Write out each line of the listing as it stands, without the images.

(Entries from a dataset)
* begin *
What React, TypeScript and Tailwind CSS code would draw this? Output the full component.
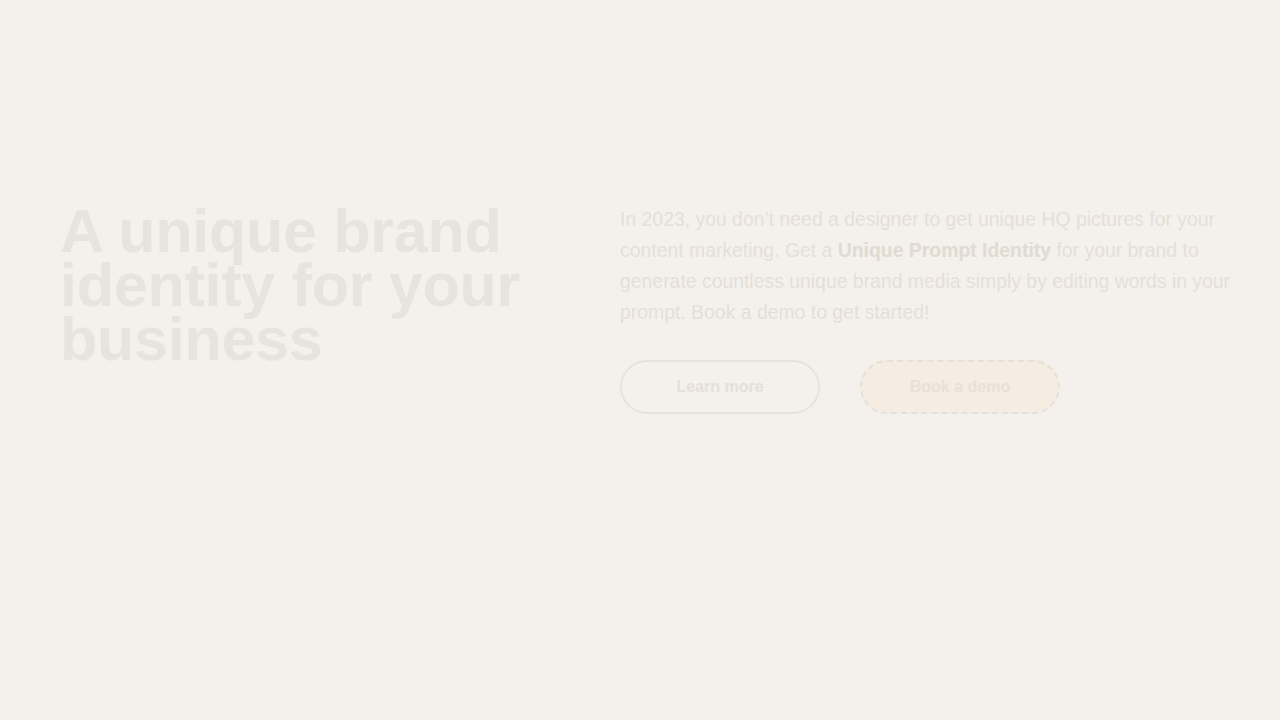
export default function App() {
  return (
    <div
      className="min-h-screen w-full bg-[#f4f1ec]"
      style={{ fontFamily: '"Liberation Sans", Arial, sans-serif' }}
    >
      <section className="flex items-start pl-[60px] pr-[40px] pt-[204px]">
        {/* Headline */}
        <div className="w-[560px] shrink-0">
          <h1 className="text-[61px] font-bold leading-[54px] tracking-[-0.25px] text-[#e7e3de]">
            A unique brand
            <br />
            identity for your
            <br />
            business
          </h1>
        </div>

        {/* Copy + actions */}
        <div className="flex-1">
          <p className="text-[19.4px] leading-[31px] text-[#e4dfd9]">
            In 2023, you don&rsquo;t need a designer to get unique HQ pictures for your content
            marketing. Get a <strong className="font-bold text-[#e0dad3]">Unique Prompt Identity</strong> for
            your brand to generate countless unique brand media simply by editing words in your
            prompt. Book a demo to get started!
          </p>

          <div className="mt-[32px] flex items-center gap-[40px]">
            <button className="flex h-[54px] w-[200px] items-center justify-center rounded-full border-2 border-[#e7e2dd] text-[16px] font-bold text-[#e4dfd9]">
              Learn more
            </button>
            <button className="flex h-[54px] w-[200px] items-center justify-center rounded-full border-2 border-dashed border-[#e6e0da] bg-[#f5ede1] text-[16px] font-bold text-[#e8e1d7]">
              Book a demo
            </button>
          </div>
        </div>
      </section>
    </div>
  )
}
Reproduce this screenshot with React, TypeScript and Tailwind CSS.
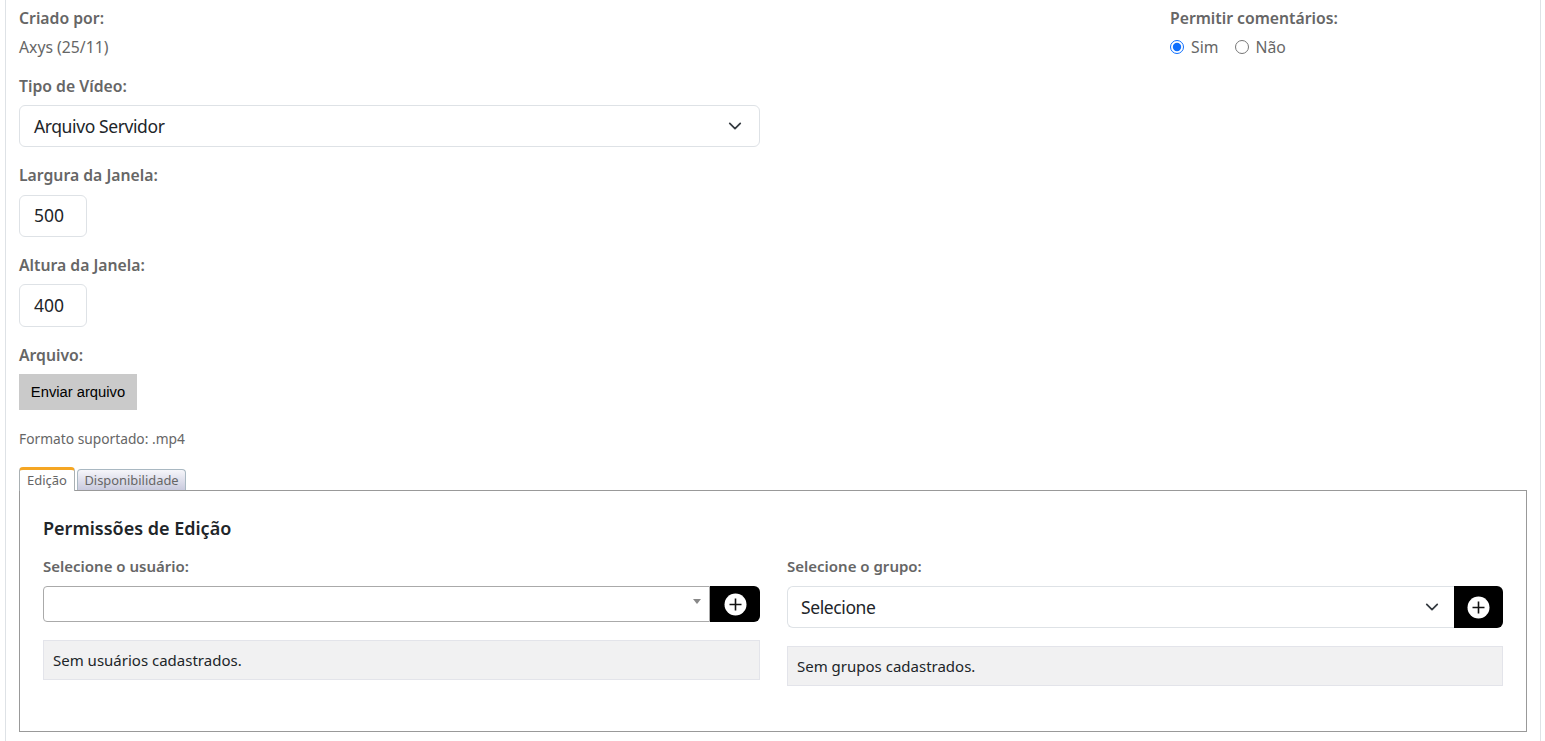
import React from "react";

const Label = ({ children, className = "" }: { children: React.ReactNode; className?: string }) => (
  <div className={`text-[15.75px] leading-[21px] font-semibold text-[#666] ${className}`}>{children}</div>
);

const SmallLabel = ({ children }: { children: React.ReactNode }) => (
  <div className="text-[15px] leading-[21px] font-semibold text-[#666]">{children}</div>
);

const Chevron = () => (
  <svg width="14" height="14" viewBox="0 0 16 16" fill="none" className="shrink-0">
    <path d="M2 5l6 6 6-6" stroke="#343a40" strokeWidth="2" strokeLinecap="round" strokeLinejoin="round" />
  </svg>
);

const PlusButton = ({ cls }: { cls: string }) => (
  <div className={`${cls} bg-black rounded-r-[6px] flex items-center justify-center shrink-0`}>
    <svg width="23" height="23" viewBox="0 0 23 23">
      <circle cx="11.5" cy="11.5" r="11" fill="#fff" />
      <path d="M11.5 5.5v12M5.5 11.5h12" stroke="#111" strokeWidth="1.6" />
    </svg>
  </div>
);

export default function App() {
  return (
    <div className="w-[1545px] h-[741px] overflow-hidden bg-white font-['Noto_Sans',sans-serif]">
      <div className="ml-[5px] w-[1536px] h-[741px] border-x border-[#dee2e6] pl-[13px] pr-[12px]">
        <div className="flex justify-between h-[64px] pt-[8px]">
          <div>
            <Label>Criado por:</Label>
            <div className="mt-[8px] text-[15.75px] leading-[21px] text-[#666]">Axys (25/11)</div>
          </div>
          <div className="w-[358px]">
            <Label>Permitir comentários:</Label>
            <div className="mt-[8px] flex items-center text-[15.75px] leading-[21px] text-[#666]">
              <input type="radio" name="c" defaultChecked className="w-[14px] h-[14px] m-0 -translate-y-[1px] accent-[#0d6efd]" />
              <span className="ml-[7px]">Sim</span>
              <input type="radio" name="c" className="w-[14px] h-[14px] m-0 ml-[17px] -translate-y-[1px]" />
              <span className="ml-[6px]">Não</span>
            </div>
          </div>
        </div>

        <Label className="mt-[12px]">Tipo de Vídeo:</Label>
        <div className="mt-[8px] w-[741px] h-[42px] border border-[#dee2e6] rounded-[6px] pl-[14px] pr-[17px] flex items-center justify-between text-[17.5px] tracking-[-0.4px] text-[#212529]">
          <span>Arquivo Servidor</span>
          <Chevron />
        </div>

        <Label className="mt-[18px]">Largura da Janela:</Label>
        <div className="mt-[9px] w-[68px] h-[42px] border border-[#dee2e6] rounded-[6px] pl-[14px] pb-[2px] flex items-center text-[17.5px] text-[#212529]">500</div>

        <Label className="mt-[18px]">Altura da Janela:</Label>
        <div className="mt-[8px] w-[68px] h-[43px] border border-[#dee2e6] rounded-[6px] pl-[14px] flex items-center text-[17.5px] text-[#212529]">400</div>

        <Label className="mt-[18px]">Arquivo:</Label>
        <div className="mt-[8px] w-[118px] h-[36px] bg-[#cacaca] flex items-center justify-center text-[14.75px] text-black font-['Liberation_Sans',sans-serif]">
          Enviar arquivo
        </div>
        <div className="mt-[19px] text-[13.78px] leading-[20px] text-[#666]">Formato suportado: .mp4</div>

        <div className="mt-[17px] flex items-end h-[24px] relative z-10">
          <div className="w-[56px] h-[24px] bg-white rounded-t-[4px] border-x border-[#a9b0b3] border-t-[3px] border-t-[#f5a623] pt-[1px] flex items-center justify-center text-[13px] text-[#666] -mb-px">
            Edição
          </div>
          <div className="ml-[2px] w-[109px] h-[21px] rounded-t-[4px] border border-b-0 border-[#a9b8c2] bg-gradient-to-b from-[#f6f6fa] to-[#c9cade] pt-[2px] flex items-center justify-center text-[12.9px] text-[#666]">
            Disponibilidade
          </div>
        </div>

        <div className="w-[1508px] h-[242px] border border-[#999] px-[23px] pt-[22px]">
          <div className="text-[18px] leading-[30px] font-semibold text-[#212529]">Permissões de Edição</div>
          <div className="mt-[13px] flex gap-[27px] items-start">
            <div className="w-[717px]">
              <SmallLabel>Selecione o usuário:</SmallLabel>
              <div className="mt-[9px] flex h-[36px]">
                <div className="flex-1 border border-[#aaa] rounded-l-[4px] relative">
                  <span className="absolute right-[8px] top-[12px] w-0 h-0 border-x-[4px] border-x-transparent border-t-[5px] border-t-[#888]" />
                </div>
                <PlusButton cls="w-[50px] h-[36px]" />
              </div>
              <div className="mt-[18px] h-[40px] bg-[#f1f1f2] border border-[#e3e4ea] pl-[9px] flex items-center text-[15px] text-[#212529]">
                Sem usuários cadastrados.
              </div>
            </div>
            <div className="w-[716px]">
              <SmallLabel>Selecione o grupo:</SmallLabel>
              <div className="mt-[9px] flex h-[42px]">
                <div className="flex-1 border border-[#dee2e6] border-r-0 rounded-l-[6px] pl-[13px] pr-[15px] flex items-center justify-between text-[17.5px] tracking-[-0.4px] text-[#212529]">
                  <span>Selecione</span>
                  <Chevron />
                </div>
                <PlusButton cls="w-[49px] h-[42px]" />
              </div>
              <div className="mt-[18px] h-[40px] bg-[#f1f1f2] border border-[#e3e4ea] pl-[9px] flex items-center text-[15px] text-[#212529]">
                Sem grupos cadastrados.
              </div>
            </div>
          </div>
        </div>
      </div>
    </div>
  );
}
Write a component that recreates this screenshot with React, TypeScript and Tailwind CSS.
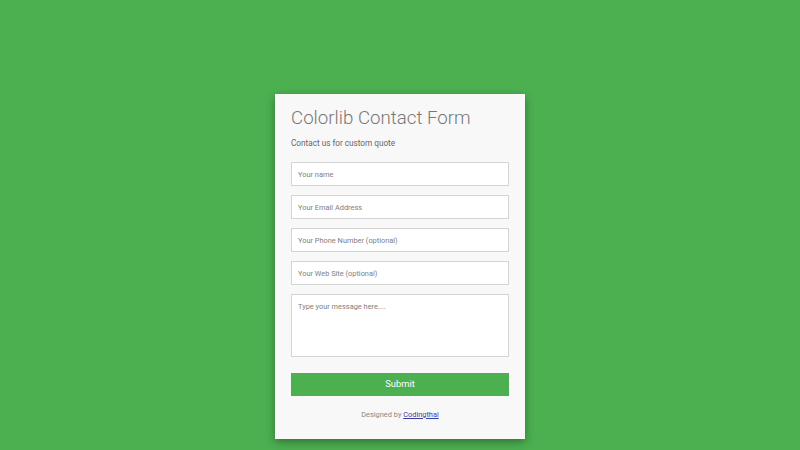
* end *
Output of the exercise:
What React, TypeScript and Tailwind CSS code would draw this? Output the full component.
export default function App() {
  return (
    <div
      className="min-h-screen w-full bg-[#f4f1ec]"
      style={{ fontFamily: '"Liberation Sans", Arial, sans-serif' }}
    >
      <section className="flex items-start pl-[60px] pr-[40px] pt-[204px]">
        {/* Headline */}
        <div className="w-[560px] shrink-0">
          <h1 className="text-[61px] font-bold leading-[54px] tracking-[-0.25px] text-[#e7e3de]">
            A unique brand
            <br />
            identity for your
            <br />
            business
          </h1>
        </div>

        {/* Copy + actions */}
        <div className="flex-1">
          <p className="text-[19.4px] leading-[31px] text-[#e4dfd9]">
            In 2023, you don&rsquo;t need a designer to get unique HQ pictures for your content
            marketing. Get a <strong className="font-bold text-[#e0dad3]">Unique Prompt Identity</strong> for
            your brand to generate countless unique brand media simply by editing words in your
            prompt. Book a demo to get started!
          </p>

          <div className="mt-[32px] flex items-center gap-[40px]">
            <button className="flex h-[54px] w-[200px] items-center justify-center rounded-full border-2 border-[#e7e2dd] text-[16px] font-bold text-[#e4dfd9]">
              Learn more
            </button>
            <button className="flex h-[54px] w-[200px] items-center justify-center rounded-full border-2 border-dashed border-[#e6e0da] bg-[#f5ede1] text-[16px] font-bold text-[#e8e1d7]">
              Book a demo
            </button>
          </div>
        </div>
      </section>
    </div>
  )
}
Reproduce this screenshot with React, TypeScript and Tailwind CSS.
import React from "react";

const Label = ({ children, className = "" }: { children: React.ReactNode; className?: string }) => (
  <div className={`text-[15.75px] leading-[21px] font-semibold text-[#666] ${className}`}>{children}</div>
);

const SmallLabel = ({ children }: { children: React.ReactNode }) => (
  <div className="text-[15px] leading-[21px] font-semibold text-[#666]">{children}</div>
);

const Chevron = () => (
  <svg width="14" height="14" viewBox="0 0 16 16" fill="none" className="shrink-0">
    <path d="M2 5l6 6 6-6" stroke="#343a40" strokeWidth="2" strokeLinecap="round" strokeLinejoin="round" />
  </svg>
);

const PlusButton = ({ cls }: { cls: string }) => (
  <div className={`${cls} bg-black rounded-r-[6px] flex items-center justify-center shrink-0`}>
    <svg width="23" height="23" viewBox="0 0 23 23">
      <circle cx="11.5" cy="11.5" r="11" fill="#fff" />
      <path d="M11.5 5.5v12M5.5 11.5h12" stroke="#111" strokeWidth="1.6" />
    </svg>
  </div>
);

export default function App() {
  return (
    <div className="w-[1545px] h-[741px] overflow-hidden bg-white font-['Noto_Sans',sans-serif]">
      <div className="ml-[5px] w-[1536px] h-[741px] border-x border-[#dee2e6] pl-[13px] pr-[12px]">
        <div className="flex justify-between h-[64px] pt-[8px]">
          <div>
            <Label>Criado por:</Label>
            <div className="mt-[8px] text-[15.75px] leading-[21px] text-[#666]">Axys (25/11)</div>
          </div>
          <div className="w-[358px]">
            <Label>Permitir comentários:</Label>
            <div className="mt-[8px] flex items-center text-[15.75px] leading-[21px] text-[#666]">
              <input type="radio" name="c" defaultChecked className="w-[14px] h-[14px] m-0 -translate-y-[1px] accent-[#0d6efd]" />
              <span className="ml-[7px]">Sim</span>
              <input type="radio" name="c" className="w-[14px] h-[14px] m-0 ml-[17px] -translate-y-[1px]" />
              <span className="ml-[6px]">Não</span>
            </div>
          </div>
        </div>

        <Label className="mt-[12px]">Tipo de Vídeo:</Label>
        <div className="mt-[8px] w-[741px] h-[42px] border border-[#dee2e6] rounded-[6px] pl-[14px] pr-[17px] flex items-center justify-between text-[17.5px] tracking-[-0.4px] text-[#212529]">
          <span>Arquivo Servidor</span>
          <Chevron />
        </div>

        <Label className="mt-[18px]">Largura da Janela:</Label>
        <div className="mt-[9px] w-[68px] h-[42px] border border-[#dee2e6] rounded-[6px] pl-[14px] pb-[2px] flex items-center text-[17.5px] text-[#212529]">500</div>

        <Label className="mt-[18px]">Altura da Janela:</Label>
        <div className="mt-[8px] w-[68px] h-[43px] border border-[#dee2e6] rounded-[6px] pl-[14px] flex items-center text-[17.5px] text-[#212529]">400</div>

        <Label className="mt-[18px]">Arquivo:</Label>
        <div className="mt-[8px] w-[118px] h-[36px] bg-[#cacaca] flex items-center justify-center text-[14.75px] text-black font-['Liberation_Sans',sans-serif]">
          Enviar arquivo
        </div>
        <div className="mt-[19px] text-[13.78px] leading-[20px] text-[#666]">Formato suportado: .mp4</div>

        <div className="mt-[17px] flex items-end h-[24px] relative z-10">
          <div className="w-[56px] h-[24px] bg-white rounded-t-[4px] border-x border-[#a9b0b3] border-t-[3px] border-t-[#f5a623] pt-[1px] flex items-center justify-center text-[13px] text-[#666] -mb-px">
            Edição
          </div>
          <div className="ml-[2px] w-[109px] h-[21px] rounded-t-[4px] border border-b-0 border-[#a9b8c2] bg-gradient-to-b from-[#f6f6fa] to-[#c9cade] pt-[2px] flex items-center justify-center text-[12.9px] text-[#666]">
            Disponibilidade
          </div>
        </div>

        <div className="w-[1508px] h-[242px] border border-[#999] px-[23px] pt-[22px]">
          <div className="text-[18px] leading-[30px] font-semibold text-[#212529]">Permissões de Edição</div>
          <div className="mt-[13px] flex gap-[27px] items-start">
            <div className="w-[717px]">
              <SmallLabel>Selecione o usuário:</SmallLabel>
              <div className="mt-[9px] flex h-[36px]">
                <div className="flex-1 border border-[#aaa] rounded-l-[4px] relative">
                  <span className="absolute right-[8px] top-[12px] w-0 h-0 border-x-[4px] border-x-transparent border-t-[5px] border-t-[#888]" />
                </div>
                <PlusButton cls="w-[50px] h-[36px]" />
              </div>
              <div className="mt-[18px] h-[40px] bg-[#f1f1f2] border border-[#e3e4ea] pl-[9px] flex items-center text-[15px] text-[#212529]">
                Sem usuários cadastrados.
              </div>
            </div>
            <div className="w-[716px]">
              <SmallLabel>Selecione o grupo:</SmallLabel>
              <div className="mt-[9px] flex h-[42px]">
                <div className="flex-1 border border-[#dee2e6] border-r-0 rounded-l-[6px] pl-[13px] pr-[15px] flex items-center justify-between text-[17.5px] tracking-[-0.4px] text-[#212529]">
                  <span>Selecione</span>
                  <Chevron />
                </div>
                <PlusButton cls="w-[49px] h-[42px]" />
              </div>
              <div className="mt-[18px] h-[40px] bg-[#f1f1f2] border border-[#e3e4ea] pl-[9px] flex items-center text-[15px] text-[#212529]">
                Sem grupos cadastrados.
              </div>
            </div>
          </div>
        </div>
      </div>
    </div>
  );
}
Write a component that recreates this screenshot with React, TypeScript and Tailwind CSS.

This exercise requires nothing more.